TASK TO CARRY OUT.
Return all lines in the material below that contain "components".

────────────────────────────────────────

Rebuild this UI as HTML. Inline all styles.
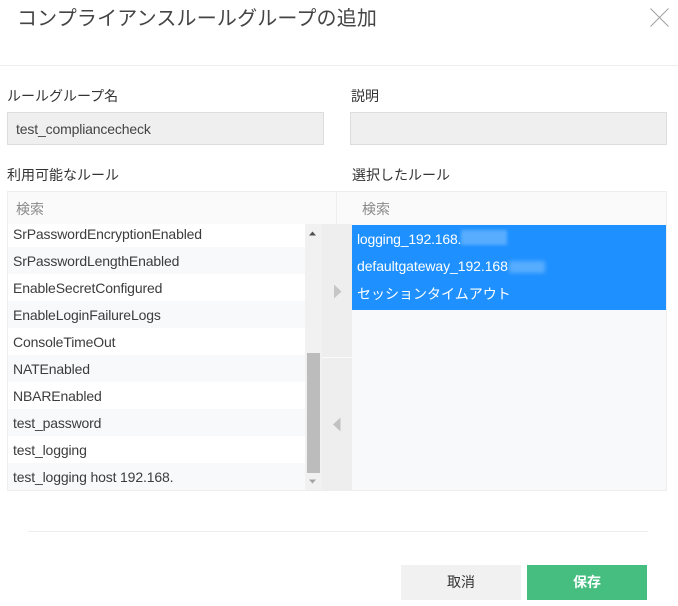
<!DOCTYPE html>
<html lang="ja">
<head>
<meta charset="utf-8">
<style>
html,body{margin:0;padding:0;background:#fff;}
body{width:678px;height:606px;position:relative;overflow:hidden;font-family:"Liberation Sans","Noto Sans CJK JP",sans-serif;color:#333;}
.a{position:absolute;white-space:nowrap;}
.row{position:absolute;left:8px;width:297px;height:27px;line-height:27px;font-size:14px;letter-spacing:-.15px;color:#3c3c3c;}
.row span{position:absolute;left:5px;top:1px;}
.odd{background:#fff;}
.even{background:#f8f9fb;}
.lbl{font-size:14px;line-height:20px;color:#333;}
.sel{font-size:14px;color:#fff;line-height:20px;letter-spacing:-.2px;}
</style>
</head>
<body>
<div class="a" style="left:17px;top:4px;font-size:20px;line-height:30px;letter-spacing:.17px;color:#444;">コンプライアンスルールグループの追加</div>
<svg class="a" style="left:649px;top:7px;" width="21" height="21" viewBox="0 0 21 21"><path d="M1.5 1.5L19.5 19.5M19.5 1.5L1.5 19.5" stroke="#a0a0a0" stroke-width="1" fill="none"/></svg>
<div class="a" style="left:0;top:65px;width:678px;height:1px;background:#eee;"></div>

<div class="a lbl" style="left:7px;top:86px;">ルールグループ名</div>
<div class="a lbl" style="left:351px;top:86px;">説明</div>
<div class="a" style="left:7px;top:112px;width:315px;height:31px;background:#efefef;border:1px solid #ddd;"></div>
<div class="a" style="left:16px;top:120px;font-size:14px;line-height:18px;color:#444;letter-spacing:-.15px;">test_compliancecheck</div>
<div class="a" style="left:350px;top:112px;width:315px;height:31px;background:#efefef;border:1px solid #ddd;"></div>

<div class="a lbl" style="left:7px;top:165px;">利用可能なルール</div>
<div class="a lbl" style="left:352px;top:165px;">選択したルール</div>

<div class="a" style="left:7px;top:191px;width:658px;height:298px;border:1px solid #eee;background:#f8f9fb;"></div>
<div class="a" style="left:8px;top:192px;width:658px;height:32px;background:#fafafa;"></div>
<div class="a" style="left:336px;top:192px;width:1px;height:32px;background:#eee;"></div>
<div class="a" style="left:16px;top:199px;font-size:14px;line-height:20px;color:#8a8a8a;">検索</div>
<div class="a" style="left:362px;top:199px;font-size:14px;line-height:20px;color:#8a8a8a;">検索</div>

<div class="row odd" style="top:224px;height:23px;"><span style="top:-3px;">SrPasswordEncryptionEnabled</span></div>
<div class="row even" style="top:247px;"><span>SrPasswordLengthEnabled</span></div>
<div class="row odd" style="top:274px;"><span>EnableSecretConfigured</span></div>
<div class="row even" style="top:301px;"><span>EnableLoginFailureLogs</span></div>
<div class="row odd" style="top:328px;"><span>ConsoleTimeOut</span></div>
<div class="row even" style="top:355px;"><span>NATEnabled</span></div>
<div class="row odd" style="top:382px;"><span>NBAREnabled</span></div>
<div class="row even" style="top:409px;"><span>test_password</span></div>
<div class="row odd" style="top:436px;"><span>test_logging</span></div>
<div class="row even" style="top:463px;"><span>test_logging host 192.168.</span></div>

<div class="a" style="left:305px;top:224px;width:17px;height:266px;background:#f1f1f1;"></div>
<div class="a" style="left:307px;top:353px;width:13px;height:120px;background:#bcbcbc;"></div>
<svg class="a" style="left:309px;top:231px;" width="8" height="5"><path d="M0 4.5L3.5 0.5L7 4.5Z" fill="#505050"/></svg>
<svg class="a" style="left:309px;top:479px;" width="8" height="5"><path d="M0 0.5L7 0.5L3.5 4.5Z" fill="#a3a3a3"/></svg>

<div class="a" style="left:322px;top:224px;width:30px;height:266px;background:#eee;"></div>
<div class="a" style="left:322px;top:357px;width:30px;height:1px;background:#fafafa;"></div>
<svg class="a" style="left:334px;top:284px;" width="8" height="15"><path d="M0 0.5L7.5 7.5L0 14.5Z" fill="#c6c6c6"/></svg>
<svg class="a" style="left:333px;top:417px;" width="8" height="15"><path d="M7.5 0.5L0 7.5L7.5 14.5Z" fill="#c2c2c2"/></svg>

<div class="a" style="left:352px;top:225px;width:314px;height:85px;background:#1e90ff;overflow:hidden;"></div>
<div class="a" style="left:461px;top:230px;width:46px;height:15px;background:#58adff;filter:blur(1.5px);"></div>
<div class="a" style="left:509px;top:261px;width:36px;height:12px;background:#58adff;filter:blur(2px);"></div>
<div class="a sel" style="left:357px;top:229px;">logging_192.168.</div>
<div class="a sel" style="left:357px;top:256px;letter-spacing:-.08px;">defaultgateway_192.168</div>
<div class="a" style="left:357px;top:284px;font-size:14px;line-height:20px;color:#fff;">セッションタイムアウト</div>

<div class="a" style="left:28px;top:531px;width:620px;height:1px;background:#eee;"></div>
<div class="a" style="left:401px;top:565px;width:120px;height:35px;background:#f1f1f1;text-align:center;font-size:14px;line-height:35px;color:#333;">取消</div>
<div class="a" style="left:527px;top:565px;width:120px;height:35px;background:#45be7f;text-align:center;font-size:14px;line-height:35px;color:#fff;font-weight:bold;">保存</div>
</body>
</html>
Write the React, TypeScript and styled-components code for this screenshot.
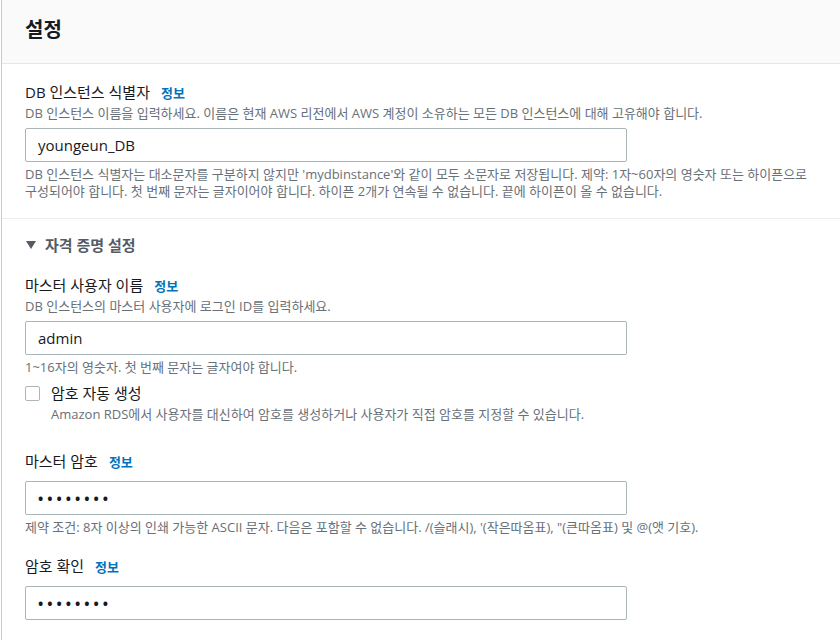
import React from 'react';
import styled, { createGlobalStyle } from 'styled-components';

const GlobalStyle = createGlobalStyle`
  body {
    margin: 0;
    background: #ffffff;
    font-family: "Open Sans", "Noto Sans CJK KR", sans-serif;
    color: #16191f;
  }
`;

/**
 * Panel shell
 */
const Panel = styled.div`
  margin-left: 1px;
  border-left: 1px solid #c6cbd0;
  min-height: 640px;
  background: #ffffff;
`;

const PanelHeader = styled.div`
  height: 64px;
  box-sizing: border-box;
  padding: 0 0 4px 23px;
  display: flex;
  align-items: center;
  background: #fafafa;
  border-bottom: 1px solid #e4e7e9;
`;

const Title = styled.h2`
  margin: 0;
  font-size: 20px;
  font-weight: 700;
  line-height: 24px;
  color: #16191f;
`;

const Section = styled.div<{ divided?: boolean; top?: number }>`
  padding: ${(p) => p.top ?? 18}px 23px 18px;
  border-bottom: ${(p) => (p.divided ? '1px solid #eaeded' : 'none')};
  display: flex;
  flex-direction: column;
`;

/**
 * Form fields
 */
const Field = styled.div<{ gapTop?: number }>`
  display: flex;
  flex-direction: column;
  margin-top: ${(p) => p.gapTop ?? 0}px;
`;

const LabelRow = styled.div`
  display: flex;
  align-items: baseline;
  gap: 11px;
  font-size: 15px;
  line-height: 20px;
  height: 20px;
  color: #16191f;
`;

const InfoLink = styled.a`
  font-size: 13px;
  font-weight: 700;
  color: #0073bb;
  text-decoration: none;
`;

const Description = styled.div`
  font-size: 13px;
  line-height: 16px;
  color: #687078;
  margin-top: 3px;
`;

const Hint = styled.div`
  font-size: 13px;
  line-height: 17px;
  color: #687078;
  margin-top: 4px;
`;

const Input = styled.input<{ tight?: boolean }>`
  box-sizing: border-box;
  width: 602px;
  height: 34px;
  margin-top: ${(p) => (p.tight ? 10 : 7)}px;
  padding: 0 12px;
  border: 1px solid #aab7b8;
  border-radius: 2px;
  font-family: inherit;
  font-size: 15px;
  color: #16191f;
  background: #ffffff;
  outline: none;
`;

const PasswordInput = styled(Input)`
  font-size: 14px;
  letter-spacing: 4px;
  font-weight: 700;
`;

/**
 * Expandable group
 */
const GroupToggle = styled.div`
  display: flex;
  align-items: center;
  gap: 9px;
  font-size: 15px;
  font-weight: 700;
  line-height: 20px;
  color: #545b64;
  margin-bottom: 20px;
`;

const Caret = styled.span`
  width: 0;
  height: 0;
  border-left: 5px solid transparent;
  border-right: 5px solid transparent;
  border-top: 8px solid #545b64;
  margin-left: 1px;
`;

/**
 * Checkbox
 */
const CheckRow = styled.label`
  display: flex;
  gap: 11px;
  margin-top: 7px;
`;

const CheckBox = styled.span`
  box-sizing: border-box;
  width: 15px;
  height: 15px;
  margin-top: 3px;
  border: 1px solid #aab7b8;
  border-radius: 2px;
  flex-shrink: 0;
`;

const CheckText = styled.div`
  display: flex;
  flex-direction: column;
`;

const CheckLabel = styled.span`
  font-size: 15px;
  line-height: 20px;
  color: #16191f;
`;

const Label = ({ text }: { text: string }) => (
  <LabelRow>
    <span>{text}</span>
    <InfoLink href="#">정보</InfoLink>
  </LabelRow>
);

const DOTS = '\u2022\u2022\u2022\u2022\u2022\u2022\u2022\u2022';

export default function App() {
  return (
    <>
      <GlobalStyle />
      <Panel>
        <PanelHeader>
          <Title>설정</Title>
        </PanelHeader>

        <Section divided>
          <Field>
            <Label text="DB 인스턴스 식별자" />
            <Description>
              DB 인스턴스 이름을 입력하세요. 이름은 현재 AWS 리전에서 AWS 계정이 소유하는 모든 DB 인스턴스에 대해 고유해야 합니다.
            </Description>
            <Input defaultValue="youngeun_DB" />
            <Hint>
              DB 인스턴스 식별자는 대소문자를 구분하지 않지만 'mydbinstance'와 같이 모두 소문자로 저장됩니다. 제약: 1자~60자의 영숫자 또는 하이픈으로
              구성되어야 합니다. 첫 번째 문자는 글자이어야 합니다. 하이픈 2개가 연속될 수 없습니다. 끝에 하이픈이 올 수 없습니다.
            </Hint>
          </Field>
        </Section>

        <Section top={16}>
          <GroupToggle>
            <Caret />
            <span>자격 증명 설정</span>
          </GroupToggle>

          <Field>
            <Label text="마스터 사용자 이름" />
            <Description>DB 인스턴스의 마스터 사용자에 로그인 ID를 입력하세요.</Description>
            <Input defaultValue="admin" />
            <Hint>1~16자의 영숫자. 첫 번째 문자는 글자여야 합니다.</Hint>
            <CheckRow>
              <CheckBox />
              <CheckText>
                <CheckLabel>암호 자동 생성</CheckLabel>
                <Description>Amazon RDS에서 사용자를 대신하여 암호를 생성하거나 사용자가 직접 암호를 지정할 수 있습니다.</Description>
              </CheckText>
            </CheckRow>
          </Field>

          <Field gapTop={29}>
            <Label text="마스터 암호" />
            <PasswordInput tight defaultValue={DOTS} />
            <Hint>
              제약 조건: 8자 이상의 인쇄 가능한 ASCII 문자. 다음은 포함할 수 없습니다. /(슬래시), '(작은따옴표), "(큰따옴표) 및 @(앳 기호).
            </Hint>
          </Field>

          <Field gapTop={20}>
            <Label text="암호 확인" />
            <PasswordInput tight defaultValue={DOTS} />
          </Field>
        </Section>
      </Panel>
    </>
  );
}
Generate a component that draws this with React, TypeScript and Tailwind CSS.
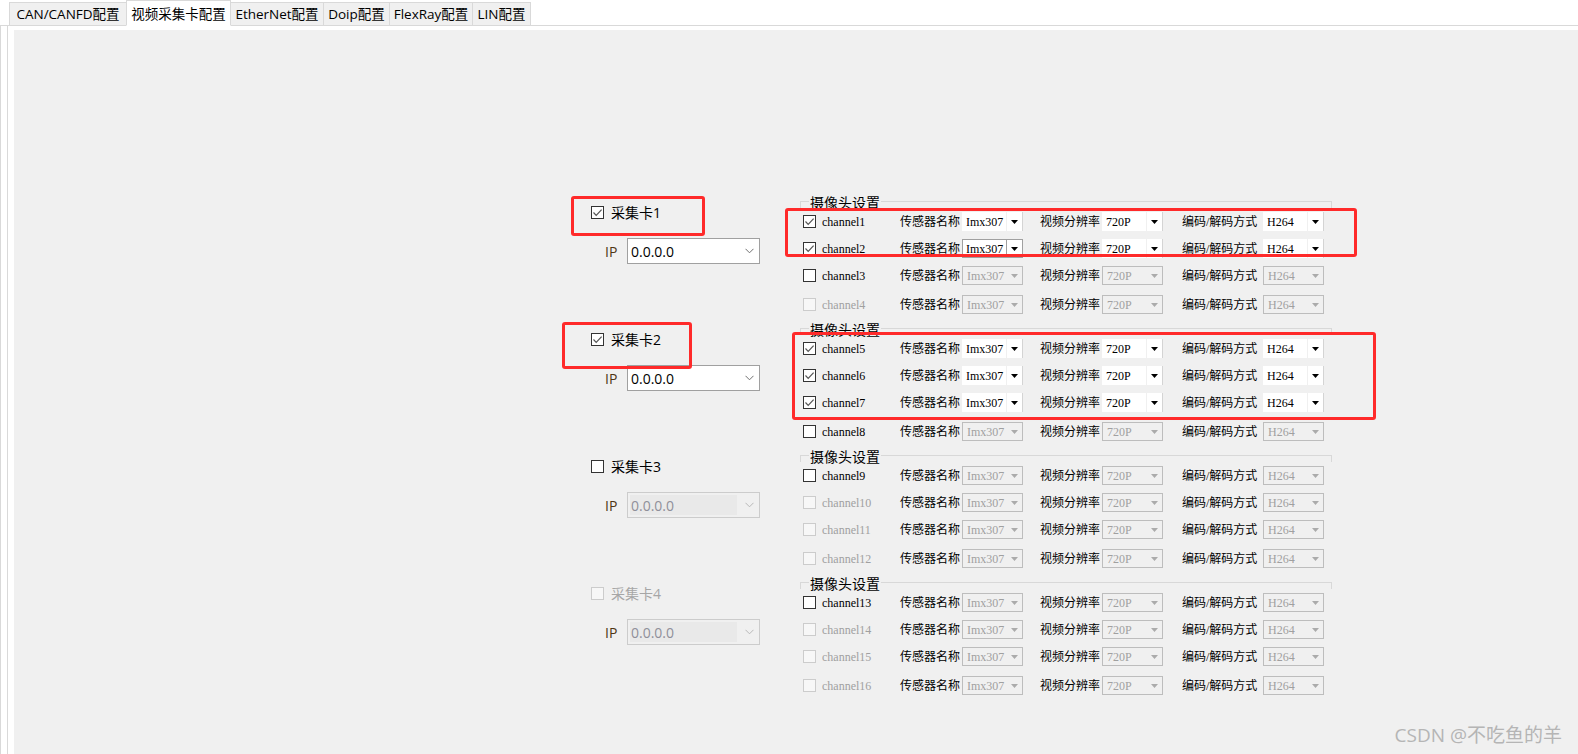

────────────────────────────────────────

COMPLETE ANSWER.
Write the React, TypeScript and styled-components code for this screenshot.
import styled, { createGlobalStyle } from 'styled-components';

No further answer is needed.